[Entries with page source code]
- - - - -

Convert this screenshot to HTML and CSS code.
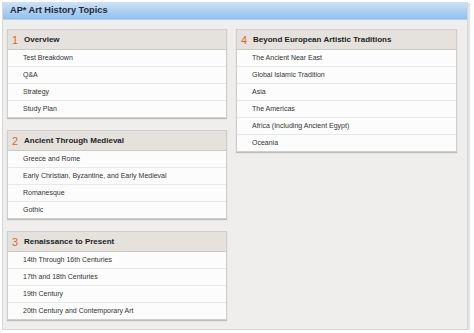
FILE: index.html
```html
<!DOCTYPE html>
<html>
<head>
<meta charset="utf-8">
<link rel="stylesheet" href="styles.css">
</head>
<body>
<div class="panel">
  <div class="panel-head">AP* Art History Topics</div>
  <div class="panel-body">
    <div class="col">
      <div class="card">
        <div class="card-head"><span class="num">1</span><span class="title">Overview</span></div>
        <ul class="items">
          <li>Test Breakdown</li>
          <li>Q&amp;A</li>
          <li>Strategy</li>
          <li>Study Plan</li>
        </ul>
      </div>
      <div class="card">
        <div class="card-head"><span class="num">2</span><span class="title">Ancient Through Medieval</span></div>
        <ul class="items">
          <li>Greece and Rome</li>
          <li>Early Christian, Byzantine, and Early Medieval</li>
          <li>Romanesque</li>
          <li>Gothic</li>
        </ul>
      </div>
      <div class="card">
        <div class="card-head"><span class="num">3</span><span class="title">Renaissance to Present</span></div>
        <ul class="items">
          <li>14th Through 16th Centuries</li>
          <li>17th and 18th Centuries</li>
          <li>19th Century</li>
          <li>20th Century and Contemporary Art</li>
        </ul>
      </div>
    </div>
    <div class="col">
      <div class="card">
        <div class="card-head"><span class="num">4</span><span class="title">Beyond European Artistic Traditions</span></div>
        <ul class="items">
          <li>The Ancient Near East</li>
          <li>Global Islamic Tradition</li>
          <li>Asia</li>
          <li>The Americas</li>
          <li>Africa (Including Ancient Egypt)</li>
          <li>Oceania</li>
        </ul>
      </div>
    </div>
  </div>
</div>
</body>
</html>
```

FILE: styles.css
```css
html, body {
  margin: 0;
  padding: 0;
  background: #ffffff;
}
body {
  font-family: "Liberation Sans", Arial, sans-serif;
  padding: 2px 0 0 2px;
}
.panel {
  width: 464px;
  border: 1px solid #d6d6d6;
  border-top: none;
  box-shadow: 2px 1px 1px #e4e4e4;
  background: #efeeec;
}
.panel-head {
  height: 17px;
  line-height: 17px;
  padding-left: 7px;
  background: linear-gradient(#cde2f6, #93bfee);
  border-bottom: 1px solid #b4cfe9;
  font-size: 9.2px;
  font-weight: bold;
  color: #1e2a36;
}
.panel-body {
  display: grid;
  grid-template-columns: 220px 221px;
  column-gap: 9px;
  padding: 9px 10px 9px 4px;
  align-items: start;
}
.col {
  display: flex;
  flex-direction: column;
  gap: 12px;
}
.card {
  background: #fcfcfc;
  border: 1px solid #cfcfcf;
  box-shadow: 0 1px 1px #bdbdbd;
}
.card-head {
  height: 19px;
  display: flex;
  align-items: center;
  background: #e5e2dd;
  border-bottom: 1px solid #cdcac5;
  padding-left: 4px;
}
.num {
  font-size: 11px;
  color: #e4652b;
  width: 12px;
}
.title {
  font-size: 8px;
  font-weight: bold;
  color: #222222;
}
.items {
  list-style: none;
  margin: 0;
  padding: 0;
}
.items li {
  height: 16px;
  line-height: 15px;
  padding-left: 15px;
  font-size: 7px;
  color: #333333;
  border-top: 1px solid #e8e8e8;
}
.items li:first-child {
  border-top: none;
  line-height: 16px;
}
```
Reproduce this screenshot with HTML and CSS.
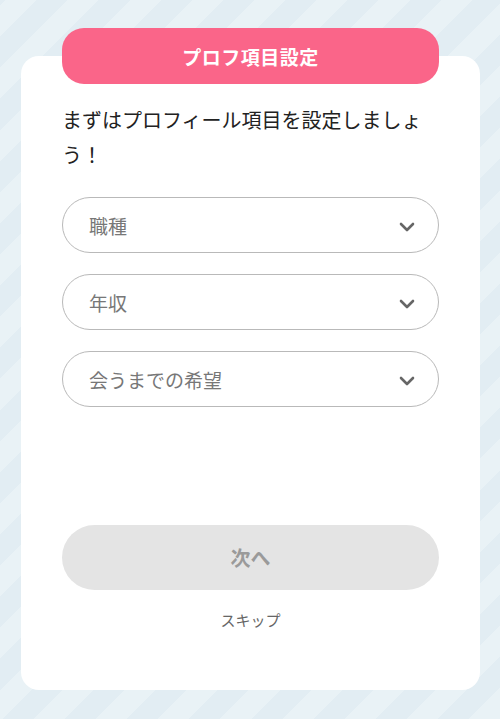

- - - - -

Task statement:
Repeat the listing above exactly, with no pictures.

Task output:
Convert this screenshot to HTML and CSS code.
FILE: index.html
```html
<!DOCTYPE html>
<html>
<head>
<meta charset="utf-8">
<link rel="stylesheet" href="styles.css">
</head>
<body>
<div class="panel">
  <div class="panel-head">AP* Art History Topics</div>
  <div class="panel-body">
    <div class="col">
      <div class="card">
        <div class="card-head"><span class="num">1</span><span class="title">Overview</span></div>
        <ul class="items">
          <li>Test Breakdown</li>
          <li>Q&amp;A</li>
          <li>Strategy</li>
          <li>Study Plan</li>
        </ul>
      </div>
      <div class="card">
        <div class="card-head"><span class="num">2</span><span class="title">Ancient Through Medieval</span></div>
        <ul class="items">
          <li>Greece and Rome</li>
          <li>Early Christian, Byzantine, and Early Medieval</li>
          <li>Romanesque</li>
          <li>Gothic</li>
        </ul>
      </div>
      <div class="card">
        <div class="card-head"><span class="num">3</span><span class="title">Renaissance to Present</span></div>
        <ul class="items">
          <li>14th Through 16th Centuries</li>
          <li>17th and 18th Centuries</li>
          <li>19th Century</li>
          <li>20th Century and Contemporary Art</li>
        </ul>
      </div>
    </div>
    <div class="col">
      <div class="card">
        <div class="card-head"><span class="num">4</span><span class="title">Beyond European Artistic Traditions</span></div>
        <ul class="items">
          <li>The Ancient Near East</li>
          <li>Global Islamic Tradition</li>
          <li>Asia</li>
          <li>The Americas</li>
          <li>Africa (Including Ancient Egypt)</li>
          <li>Oceania</li>
        </ul>
      </div>
    </div>
  </div>
</div>
</body>
</html>
```

FILE: styles.css
```css
html, body {
  margin: 0;
  padding: 0;
  background: #ffffff;
}
body {
  font-family: "Liberation Sans", Arial, sans-serif;
  padding: 2px 0 0 2px;
}
.panel {
  width: 464px;
  border: 1px solid #d6d6d6;
  border-top: none;
  box-shadow: 2px 1px 1px #e4e4e4;
  background: #efeeec;
}
.panel-head {
  height: 17px;
  line-height: 17px;
  padding-left: 7px;
  background: linear-gradient(#cde2f6, #93bfee);
  border-bottom: 1px solid #b4cfe9;
  font-size: 9.2px;
  font-weight: bold;
  color: #1e2a36;
}
.panel-body {
  display: grid;
  grid-template-columns: 220px 221px;
  column-gap: 9px;
  padding: 9px 10px 9px 4px;
  align-items: start;
}
.col {
  display: flex;
  flex-direction: column;
  gap: 12px;
}
.card {
  background: #fcfcfc;
  border: 1px solid #cfcfcf;
  box-shadow: 0 1px 1px #bdbdbd;
}
.card-head {
  height: 19px;
  display: flex;
  align-items: center;
  background: #e5e2dd;
  border-bottom: 1px solid #cdcac5;
  padding-left: 4px;
}
.num {
  font-size: 11px;
  color: #e4652b;
  width: 12px;
}
.title {
  font-size: 8px;
  font-weight: bold;
  color: #222222;
}
.items {
  list-style: none;
  margin: 0;
  padding: 0;
}
.items li {
  height: 16px;
  line-height: 15px;
  padding-left: 15px;
  font-size: 7px;
  color: #333333;
  border-top: 1px solid #e8e8e8;
}
.items li:first-child {
  border-top: none;
  line-height: 16px;
}
```
Reproduce this screenshot with HTML and CSS.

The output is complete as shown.